Entries with page source code

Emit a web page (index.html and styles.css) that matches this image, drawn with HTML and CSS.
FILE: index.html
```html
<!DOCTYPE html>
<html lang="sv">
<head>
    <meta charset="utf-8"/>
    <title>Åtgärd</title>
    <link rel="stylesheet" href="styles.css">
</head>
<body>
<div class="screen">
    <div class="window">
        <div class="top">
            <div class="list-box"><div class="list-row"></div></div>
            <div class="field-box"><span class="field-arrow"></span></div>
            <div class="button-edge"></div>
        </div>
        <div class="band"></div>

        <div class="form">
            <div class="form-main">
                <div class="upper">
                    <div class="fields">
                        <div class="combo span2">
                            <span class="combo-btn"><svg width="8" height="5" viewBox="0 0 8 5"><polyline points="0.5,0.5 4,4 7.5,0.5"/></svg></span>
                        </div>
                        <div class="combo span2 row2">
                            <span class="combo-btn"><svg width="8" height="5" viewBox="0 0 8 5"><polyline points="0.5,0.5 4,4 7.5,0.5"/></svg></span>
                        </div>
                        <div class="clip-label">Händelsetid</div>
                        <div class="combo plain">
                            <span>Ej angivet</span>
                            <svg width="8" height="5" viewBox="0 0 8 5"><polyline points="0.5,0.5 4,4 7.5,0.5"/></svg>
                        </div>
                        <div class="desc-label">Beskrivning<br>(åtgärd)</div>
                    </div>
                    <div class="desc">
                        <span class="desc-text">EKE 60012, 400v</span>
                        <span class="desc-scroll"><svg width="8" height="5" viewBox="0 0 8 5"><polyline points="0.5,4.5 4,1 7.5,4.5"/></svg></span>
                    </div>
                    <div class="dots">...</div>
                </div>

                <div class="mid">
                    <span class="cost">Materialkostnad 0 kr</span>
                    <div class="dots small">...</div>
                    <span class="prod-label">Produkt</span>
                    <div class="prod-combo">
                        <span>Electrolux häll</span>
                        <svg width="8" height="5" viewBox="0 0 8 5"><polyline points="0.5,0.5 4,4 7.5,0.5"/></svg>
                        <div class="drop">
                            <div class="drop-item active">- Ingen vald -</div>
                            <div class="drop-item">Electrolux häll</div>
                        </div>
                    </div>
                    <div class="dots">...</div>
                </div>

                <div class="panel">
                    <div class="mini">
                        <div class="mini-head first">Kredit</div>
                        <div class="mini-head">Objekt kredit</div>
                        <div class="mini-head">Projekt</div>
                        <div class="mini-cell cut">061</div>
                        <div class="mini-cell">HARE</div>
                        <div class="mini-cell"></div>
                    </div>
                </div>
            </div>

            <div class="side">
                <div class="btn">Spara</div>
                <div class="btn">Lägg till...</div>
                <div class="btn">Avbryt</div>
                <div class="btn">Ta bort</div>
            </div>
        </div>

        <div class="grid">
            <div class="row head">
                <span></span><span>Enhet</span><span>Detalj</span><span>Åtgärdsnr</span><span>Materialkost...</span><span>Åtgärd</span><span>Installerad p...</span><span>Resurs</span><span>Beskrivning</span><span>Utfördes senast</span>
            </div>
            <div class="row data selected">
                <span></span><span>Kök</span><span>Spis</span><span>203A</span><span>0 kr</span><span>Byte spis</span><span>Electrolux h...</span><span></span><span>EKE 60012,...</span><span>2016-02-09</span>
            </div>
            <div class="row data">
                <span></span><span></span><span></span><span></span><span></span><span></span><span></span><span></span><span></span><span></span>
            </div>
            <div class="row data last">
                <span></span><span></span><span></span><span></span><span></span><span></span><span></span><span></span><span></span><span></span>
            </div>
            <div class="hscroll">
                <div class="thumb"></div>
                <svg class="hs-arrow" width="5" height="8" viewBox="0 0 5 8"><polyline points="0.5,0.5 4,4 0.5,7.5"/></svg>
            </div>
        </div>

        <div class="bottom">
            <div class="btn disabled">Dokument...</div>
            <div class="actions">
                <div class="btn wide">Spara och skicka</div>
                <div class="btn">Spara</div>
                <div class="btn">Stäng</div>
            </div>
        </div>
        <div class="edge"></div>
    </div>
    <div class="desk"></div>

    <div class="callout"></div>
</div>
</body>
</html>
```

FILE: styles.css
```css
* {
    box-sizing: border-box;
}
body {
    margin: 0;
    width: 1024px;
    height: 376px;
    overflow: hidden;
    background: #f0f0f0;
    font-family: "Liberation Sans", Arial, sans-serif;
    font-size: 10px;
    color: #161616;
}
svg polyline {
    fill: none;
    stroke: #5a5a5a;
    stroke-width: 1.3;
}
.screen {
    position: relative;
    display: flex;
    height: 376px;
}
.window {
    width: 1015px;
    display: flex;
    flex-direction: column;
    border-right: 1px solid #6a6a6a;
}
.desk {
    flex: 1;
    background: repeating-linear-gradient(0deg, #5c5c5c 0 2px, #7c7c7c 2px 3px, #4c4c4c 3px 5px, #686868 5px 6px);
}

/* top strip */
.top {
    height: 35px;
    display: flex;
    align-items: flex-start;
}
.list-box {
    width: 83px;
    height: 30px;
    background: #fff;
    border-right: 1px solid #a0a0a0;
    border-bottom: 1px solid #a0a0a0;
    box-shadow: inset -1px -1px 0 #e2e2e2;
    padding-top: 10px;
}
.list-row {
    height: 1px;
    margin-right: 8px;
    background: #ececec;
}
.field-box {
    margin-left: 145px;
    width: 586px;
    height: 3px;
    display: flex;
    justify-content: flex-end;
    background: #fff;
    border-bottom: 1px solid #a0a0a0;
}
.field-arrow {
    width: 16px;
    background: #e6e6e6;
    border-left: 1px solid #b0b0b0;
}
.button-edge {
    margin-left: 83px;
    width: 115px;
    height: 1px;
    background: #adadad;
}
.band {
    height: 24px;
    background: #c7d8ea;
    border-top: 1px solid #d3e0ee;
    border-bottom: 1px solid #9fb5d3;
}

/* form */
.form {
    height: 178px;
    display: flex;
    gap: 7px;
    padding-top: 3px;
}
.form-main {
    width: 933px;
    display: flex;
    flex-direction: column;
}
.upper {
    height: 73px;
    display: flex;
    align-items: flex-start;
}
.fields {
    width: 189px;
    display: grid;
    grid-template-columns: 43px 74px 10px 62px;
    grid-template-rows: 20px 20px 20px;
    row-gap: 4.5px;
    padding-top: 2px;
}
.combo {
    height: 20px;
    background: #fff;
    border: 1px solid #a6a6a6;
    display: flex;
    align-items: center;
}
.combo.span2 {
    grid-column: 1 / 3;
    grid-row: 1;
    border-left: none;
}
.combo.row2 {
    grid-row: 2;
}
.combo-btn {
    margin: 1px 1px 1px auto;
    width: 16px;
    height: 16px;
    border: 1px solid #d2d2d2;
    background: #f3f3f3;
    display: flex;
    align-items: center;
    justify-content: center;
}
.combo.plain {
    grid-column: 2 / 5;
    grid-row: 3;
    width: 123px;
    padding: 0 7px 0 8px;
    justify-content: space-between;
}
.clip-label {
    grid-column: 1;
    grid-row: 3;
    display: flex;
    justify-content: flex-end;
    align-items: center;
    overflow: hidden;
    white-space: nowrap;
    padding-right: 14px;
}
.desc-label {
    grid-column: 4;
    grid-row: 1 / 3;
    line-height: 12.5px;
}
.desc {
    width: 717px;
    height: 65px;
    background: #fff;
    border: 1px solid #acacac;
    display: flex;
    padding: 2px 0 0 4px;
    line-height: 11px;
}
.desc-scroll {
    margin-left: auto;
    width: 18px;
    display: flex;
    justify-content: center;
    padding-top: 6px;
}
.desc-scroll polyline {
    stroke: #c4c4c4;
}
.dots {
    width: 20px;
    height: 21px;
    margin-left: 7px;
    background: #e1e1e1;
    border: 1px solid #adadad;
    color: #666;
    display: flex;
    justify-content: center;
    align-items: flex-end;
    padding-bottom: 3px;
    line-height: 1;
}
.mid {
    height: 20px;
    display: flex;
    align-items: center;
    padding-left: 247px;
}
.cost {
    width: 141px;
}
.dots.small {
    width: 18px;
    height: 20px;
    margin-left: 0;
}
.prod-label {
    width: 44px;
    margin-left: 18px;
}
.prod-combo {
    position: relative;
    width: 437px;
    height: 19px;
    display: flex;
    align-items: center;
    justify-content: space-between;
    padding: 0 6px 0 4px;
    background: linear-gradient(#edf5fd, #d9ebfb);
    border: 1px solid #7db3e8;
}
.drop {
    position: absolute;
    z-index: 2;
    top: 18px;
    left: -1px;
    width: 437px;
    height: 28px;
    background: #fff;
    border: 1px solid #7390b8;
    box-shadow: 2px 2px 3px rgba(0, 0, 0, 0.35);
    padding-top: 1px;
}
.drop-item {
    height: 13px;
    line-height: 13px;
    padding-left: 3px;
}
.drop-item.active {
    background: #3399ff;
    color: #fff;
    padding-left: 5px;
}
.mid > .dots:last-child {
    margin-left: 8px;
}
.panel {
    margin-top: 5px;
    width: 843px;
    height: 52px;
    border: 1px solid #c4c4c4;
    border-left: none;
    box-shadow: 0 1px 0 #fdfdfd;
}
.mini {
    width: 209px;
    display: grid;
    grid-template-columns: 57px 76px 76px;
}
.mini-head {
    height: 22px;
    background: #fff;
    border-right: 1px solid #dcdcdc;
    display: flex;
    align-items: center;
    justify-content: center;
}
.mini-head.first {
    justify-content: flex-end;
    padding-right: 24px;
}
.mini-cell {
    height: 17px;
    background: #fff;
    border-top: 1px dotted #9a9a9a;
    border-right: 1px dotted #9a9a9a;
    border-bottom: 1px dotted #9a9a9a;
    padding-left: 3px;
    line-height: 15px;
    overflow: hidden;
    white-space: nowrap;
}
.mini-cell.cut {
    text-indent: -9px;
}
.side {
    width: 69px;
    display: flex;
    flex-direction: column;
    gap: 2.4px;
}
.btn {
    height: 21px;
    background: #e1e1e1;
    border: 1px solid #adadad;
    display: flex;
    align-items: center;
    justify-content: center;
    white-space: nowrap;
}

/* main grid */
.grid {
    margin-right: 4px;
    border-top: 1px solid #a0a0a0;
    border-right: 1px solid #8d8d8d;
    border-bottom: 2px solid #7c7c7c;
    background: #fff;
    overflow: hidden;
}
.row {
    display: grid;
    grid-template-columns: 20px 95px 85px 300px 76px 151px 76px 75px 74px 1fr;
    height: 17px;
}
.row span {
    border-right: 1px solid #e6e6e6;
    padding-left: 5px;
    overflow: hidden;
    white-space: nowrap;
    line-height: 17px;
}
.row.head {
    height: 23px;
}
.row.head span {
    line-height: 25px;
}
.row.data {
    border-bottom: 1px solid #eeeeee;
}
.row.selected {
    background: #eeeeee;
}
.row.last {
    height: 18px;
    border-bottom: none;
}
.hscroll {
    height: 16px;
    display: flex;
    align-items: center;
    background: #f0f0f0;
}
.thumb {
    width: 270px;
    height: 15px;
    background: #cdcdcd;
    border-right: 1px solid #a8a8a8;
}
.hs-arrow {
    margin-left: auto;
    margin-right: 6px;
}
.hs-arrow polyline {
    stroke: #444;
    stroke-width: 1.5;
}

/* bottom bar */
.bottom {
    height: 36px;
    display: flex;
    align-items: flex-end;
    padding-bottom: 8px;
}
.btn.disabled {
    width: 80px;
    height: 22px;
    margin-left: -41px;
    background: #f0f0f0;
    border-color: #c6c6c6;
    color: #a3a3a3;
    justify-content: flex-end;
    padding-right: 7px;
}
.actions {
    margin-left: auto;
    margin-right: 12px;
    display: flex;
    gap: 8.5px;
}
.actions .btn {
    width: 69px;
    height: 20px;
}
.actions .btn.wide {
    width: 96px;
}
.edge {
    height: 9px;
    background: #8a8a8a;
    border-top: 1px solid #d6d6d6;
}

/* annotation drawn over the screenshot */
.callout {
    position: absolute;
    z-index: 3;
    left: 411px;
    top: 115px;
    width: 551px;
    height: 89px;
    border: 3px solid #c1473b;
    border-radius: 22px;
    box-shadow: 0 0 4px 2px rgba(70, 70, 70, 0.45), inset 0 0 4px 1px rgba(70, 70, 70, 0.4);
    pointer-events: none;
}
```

==

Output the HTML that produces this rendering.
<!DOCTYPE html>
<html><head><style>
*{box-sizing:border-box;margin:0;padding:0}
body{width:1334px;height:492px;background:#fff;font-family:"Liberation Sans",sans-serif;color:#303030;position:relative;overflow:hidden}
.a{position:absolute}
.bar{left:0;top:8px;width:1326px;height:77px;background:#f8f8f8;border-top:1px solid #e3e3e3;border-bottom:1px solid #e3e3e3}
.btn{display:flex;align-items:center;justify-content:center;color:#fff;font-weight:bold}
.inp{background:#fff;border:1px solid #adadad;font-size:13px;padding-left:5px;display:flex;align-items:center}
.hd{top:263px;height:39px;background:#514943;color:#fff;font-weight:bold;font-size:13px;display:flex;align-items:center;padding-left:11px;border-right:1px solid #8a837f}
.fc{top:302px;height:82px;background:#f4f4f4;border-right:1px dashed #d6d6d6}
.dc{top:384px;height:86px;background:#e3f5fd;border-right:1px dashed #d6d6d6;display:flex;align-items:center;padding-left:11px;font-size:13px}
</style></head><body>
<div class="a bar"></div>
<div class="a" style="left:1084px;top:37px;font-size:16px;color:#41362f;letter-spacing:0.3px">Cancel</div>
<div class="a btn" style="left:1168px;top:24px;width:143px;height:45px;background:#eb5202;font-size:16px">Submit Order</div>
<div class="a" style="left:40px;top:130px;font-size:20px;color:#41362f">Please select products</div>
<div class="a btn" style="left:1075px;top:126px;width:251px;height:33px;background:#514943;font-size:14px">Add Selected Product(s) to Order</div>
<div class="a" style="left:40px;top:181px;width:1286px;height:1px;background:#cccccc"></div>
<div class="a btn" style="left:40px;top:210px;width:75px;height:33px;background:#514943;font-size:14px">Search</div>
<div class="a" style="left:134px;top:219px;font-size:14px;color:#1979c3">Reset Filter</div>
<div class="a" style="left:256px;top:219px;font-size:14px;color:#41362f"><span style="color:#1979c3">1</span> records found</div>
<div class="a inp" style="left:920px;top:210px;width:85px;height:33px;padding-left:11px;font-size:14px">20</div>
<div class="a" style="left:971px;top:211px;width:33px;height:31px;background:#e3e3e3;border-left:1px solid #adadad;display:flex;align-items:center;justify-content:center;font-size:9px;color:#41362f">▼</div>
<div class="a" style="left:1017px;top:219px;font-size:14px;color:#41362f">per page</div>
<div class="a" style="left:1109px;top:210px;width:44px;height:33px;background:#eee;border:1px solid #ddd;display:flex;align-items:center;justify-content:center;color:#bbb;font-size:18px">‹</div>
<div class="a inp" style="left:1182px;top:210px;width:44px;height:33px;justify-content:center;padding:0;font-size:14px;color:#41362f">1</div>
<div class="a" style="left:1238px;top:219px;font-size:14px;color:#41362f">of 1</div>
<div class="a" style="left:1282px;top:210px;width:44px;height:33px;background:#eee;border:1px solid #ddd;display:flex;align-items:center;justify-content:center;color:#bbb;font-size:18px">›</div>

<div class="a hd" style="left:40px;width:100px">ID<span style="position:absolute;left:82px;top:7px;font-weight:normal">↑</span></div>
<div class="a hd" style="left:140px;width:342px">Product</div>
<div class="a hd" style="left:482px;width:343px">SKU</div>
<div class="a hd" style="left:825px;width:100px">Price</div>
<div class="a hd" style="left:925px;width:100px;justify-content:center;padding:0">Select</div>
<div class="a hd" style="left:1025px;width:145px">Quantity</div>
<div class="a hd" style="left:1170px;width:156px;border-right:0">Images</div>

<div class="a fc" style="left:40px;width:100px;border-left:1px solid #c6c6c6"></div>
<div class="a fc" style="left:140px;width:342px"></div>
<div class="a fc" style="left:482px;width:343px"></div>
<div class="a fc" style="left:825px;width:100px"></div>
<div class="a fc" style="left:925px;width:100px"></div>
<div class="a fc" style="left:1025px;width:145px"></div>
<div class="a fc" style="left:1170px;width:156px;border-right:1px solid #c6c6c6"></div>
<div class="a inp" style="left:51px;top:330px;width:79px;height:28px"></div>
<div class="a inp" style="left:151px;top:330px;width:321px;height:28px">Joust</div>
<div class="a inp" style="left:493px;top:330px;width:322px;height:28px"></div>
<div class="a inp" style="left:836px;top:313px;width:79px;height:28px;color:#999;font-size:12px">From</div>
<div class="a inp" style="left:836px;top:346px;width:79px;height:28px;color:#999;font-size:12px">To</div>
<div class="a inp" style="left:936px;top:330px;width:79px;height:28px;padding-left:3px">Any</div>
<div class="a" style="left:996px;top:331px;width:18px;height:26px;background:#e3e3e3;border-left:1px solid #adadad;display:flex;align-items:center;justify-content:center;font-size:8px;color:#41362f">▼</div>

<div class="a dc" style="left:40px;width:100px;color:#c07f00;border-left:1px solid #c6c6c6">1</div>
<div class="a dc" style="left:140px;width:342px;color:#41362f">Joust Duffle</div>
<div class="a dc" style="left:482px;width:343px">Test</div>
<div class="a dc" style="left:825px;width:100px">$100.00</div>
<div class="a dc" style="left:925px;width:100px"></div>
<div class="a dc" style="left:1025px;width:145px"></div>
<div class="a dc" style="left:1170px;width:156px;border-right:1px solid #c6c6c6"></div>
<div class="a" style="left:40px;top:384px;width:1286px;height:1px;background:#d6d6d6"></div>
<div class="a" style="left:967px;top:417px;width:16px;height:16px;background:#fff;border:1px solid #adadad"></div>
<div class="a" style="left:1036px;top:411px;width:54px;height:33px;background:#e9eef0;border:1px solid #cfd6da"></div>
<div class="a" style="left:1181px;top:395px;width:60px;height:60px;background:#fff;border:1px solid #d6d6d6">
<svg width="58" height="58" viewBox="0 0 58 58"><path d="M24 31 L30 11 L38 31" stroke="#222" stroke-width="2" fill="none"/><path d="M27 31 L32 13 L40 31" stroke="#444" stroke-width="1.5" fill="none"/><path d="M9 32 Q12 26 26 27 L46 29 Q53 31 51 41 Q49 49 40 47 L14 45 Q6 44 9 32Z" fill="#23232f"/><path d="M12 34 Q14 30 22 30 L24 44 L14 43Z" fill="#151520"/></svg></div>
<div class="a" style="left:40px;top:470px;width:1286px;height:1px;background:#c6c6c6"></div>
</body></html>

...

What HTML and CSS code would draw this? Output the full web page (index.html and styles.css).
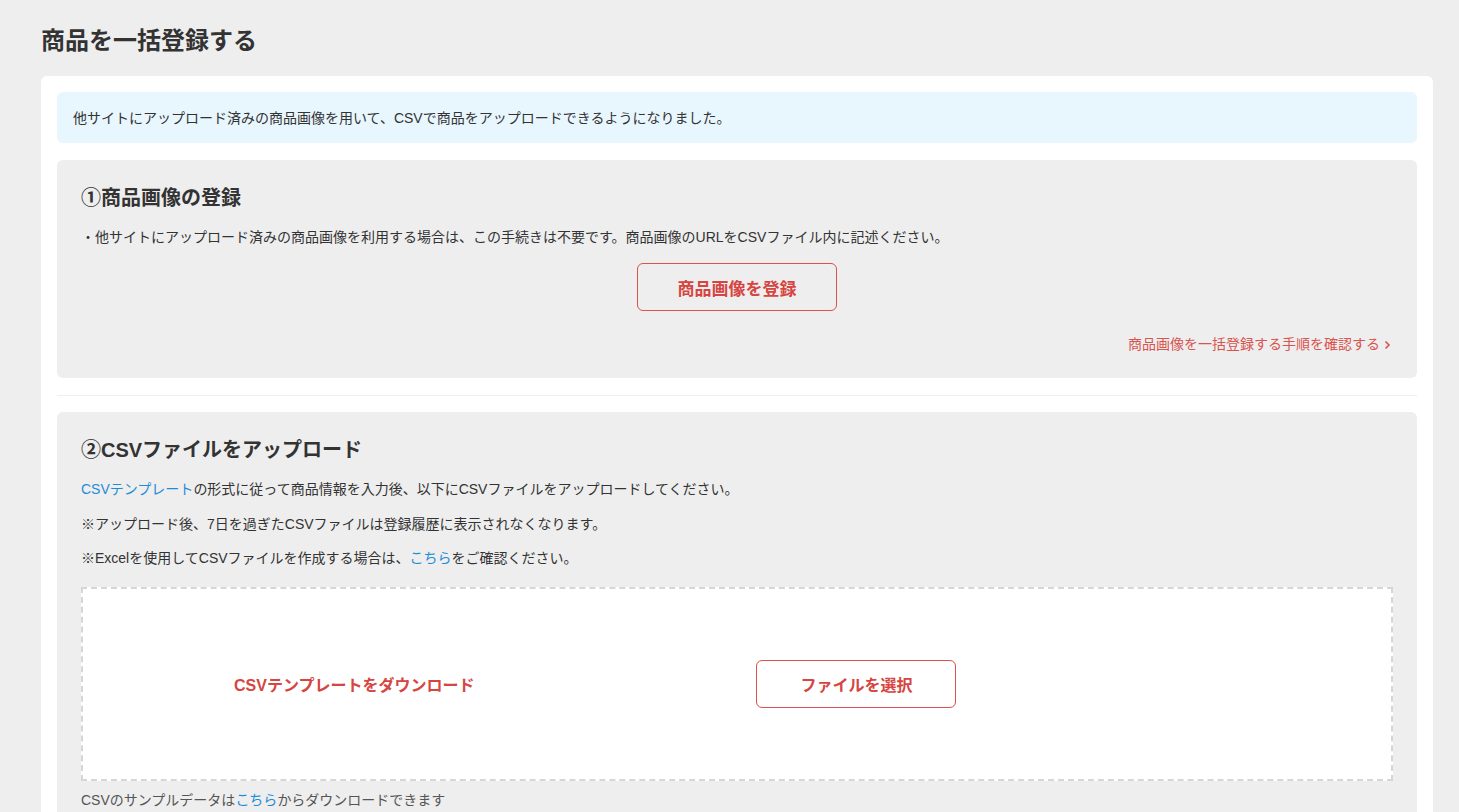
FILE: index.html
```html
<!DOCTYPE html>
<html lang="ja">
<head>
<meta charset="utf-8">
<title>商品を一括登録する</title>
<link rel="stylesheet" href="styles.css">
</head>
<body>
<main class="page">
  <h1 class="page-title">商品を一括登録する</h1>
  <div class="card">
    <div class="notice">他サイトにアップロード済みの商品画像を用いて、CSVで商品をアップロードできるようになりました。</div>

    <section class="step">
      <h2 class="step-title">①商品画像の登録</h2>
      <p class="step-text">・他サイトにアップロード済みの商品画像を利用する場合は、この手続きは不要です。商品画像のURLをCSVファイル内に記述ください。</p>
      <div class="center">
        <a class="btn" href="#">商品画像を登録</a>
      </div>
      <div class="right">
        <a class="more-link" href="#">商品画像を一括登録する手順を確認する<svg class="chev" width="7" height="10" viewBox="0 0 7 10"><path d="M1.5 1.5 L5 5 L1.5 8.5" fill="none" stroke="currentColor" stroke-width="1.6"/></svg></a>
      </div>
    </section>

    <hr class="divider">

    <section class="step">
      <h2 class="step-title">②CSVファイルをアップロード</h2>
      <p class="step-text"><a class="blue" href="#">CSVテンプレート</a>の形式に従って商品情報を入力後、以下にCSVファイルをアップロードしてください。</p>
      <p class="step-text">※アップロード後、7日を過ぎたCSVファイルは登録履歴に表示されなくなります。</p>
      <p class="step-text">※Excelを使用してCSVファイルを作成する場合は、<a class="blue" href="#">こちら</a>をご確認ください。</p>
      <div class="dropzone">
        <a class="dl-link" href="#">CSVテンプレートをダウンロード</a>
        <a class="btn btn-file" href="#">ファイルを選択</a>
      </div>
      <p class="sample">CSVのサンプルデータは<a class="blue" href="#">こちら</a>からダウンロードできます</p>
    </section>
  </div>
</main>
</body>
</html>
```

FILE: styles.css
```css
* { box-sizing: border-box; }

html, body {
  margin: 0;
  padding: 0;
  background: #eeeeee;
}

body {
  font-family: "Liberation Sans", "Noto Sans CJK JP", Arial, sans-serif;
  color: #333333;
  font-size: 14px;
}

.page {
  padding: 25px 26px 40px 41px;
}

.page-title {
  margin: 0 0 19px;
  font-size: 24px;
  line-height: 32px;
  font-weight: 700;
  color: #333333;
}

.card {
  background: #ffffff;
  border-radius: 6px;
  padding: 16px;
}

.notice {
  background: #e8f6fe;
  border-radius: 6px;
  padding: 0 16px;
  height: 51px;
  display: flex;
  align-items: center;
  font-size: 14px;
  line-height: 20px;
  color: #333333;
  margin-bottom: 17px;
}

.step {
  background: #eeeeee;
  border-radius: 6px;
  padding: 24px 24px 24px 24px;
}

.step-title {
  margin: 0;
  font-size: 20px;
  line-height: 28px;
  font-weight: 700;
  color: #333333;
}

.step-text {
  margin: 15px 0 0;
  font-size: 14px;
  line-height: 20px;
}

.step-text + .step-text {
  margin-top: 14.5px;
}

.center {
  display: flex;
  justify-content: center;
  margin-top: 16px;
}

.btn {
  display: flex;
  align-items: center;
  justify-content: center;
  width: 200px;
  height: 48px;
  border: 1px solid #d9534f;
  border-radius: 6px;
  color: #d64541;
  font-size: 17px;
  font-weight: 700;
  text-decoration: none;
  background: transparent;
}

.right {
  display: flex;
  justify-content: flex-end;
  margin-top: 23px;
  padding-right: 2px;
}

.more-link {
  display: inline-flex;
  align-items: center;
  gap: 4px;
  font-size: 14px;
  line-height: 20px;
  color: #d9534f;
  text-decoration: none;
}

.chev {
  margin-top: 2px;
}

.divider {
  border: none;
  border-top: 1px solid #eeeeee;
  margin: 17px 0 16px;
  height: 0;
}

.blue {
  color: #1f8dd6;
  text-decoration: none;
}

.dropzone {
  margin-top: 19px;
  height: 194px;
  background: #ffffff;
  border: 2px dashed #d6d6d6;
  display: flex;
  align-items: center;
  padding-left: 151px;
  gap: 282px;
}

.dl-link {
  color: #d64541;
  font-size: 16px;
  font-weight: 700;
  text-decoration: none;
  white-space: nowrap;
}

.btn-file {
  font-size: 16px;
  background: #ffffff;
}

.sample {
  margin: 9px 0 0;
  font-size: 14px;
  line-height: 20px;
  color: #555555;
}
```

# Stated task:
Report how many lines of the listing hold the string "drawn", giving only the number.

# Output below:
2